As the first in-person collaborative program since 2019, D’Uva said it’s good to be able to provide students with an intimate atmosphere to see firsthand how art is made. 

“We tried to do one virtually last year, and it was difficult to do,” he said. “It wasn’t as fun. The students didn’t get the nice personal interaction with the artist — that’s the main part.”

The Red Press Collaborative is a program promoting fine art printmaking in the Mahoning Valley and at the university. Visiting guest artists team up with students to create original prints. Previous years’ prints and artworks will be on display and available for sale, and proceeds go toward funding abroad courses through YSU and bringing more artists to the school. 

“The people from the art department get a chance to get that one-on-one experience,” D’Uva said. 

This year’s program demonstrates various types of printmaking methods, such as intaglio, relief, lithography, screen and digital printing. Repasky’s main passion comes out through lithography, which is a method of printing from a flat surface — such as a stone or metal plate — on which the blank surface is ink-repellent and the image is ink-receptive. The unnecessary ink is then able to be removed without disturbing the image. 

In addition to mentoring students on the most effective methods and approaches to creating attention-grabbing works, Repasky also offers some perspective on the realities of being an artist.

“Even in my generation, it wasn’t uncommon to have three teaching jobs or a full-time job — that was life, and you tried to make art in whatever fashion you could, wherever you could,” he said. 

Another issue budding artists may encounter is the high cost of materials and tools, which can hinder the creative process to some degree, according to Repasky. Even finding a space to store equipment and work is no easy matter.
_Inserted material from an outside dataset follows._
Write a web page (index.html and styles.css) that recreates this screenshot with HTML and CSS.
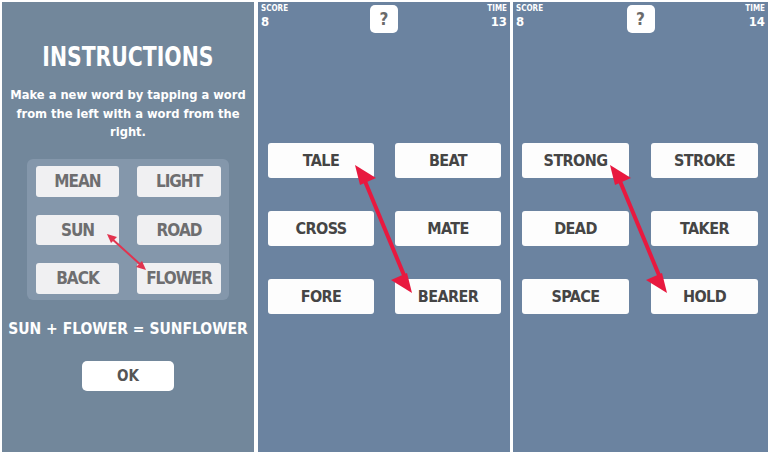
FILE: index.html
```html
<!DOCTYPE html>
<html>
<head>
<meta charset="utf-8">
<link rel="stylesheet" href="styles.css">
</head>
<body>
<div class="strip">
  <section class="panel intro">
    <h1 class="title">INSTRUCTIONS</h1>
    <p class="desc">Make a new word by tapping a word from the left with a word from the right.</p>
    <div class="demo">
      <div class="demo-grid">
        <div class="chip">MEAN</div>
        <div class="chip">LIGHT</div>
        <div class="chip">SUN</div>
        <div class="chip">ROAD</div>
        <div class="chip">BACK</div>
        <div class="chip">FLOWER</div>
      </div>
      <svg class="arrow" width="202" height="141" viewBox="0 0 202 141">
        <line x1="84" y1="79" x2="115" y2="107" stroke="#e2334f" stroke-width="2"/>
        <polygon points="80,75 90,78 84,84" fill="#e2334f"/>
        <polygon points="119,111 109,108 115,102" fill="#e2334f"/>
      </svg>
    </div>
    <p class="equation">SUN + FLOWER = SUNFLOWER</p>
    <div class="ok">OK</div>
  </section>

  <section class="panel game">
    <header class="hud">
      <div class="stat"><span class="label">SCORE</span><span class="value">8</span></div>
      <div class="help">?</div>
      <div class="stat right"><span class="label">TIME</span><span class="value">13</span></div>
    </header>
    <div class="board">
      <div class="word">TALE</div>
      <div class="word">BEAT</div>
      <div class="word">CROSS</div>
      <div class="word">MATE</div>
      <div class="word">FORE</div>
      <div class="word">BEARER</div>
    </div>
    <svg class="big-arrow" width="252" height="450" viewBox="0 0 252 450">
      <line x1="104" y1="172" x2="148" y2="278" stroke="#e8193f" stroke-width="4"/>
      <polygon points="97,163 118,176 102,183" fill="#e8193f"/>
      <polygon points="154,291 133,278 149,271" fill="#e8193f"/>
    </svg>
  </section>

  <section class="panel game wide">
    <header class="hud">
      <div class="stat"><span class="label">SCORE</span><span class="value">8</span></div>
      <div class="help">?</div>
      <div class="stat right"><span class="label">TIME</span><span class="value">14</span></div>
    </header>
    <div class="board">
      <div class="word">STRONG</div>
      <div class="word">STROKE</div>
      <div class="word">DEAD</div>
      <div class="word">TAKER</div>
      <div class="word">SPACE</div>
      <div class="word">HOLD</div>
    </div>
    <svg class="big-arrow" width="255" height="450" viewBox="0 0 255 450">
      <line x1="104" y1="172" x2="148" y2="278" stroke="#e8193f" stroke-width="4"/>
      <polygon points="97,163 118,176 102,183" fill="#e8193f"/>
      <polygon points="154,291 133,278 149,271" fill="#e8193f"/>
    </svg>
  </section>
</div>
</body>
</html>
```
FILE: styles.css
```css
html, body {
  margin: 0;
  padding: 0;
  background: #ffffff;
  width: 768px;
  height: 455px;
  overflow: hidden;
}

body {
  font-family: "DejaVu Sans Condensed", "DejaVu Sans", sans-serif;
  font-weight: bold;
}

.strip {
  display: flex;
  gap: 4px;
  padding: 2px 0 0 2px;
}

.panel {
  position: relative;
  width: 252px;
  height: 450px;
  box-sizing: border-box;
}

.intro {
  background: #72879b;
  display: flex;
  flex-direction: column;
  align-items: center;
  color: #ffffff;
}

.title {
  margin: 39px 0 0;
  font-size: 27px;
  line-height: 32px;
  font-weight: bold;
  white-space: nowrap;
  transform: scaleX(0.84);
}

.desc {
  margin: 13px 0 0;
  width: 246px;
  font-size: 12.8px;
  line-height: 18.5px;
  text-align: center;
}

.demo {
  position: relative;
  margin-top: 17px;
  width: 202px;
  height: 141px;
  box-sizing: border-box;
  background: #8497ab;
  border-radius: 6px;
  padding: 7px 8px 5px 9px;
}

.demo-grid {
  display: grid;
  grid-template-columns: 83px 84px;
  column-gap: 18px;
  grid-template-rows: 31px 30px 31px;
  row-gap: 18px;
}

.chip {
  background: #f0f0f2;
  border-radius: 3px;
  color: #6e6e70;
  font-size: 17px;
  letter-spacing: -1px;
  display: flex;
  align-items: center;
  justify-content: center;
}

.arrow {
  position: absolute;
  left: 0;
  top: 0;
}

.equation {
  margin: 19px 0 0;
  font-size: 15.5px;
  line-height: 20px;
  white-space: nowrap;
}

.ok {
  margin-top: 22px;
  width: 92px;
  height: 30px;
  background: #ffffff;
  border-radius: 5px;
  color: #555555;
  font-size: 15px;
  display: flex;
  align-items: center;
  justify-content: center;
}

.game {
  background: #6b83a0;
}

.game.wide {
  width: 255px;
  margin-left: -1px;
}

.hud {
  display: flex;
  justify-content: space-between;
  align-items: flex-start;
  padding: 2px 3px 0 3px;
  color: #ffffff;
}

.stat {
  display: flex;
  flex-direction: column;
  width: 40px;
}

.stat.right {
  align-items: flex-end;
}

.label {
  font-size: 8px;
  line-height: 10px;
}

.value {
  font-size: 13px;
  line-height: 15px;
}

.help {
  margin-top: 1px;
  width: 28px;
  height: 28px;
  background: #ffffff;
  border-radius: 5px;
  color: #6a6a6a;
  font-size: 17px;
  display: flex;
  align-items: center;
  justify-content: center;
}

.board {
  display: grid;
  grid-template-columns: 106px 106px;
  column-gap: 21px;
  grid-template-rows: repeat(3, 35px);
  row-gap: 33px;
  padding: 110px 0 0 10px;
}

.wide .board {
  grid-template-columns: 107px 107px;
  column-gap: 22px;
  padding-left: 9px;
}

.word {
  background: #fdfdfd;
  border-radius: 3px;
  color: #454545;
  font-size: 16px;
  letter-spacing: -0.6px;
  display: flex;
  align-items: center;
  justify-content: center;
}

.big-arrow {
  position: absolute;
  left: 0;
  top: 0;
}
```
But even so, there are many options for artists and creative minds to do what they love, whether it be through contracts or commissions, web design, photography and more.

“If you are absolutely passionate about it, go for it. There are easier ways to make money, but they aren’t as rewarding,” Repasky said.

As the program is free and open to the public, those interested can observe the showcase from 10 a.m.–12 p.m. and 1:30–4 p.m. April 4–8 in Bliss Hall room 4025.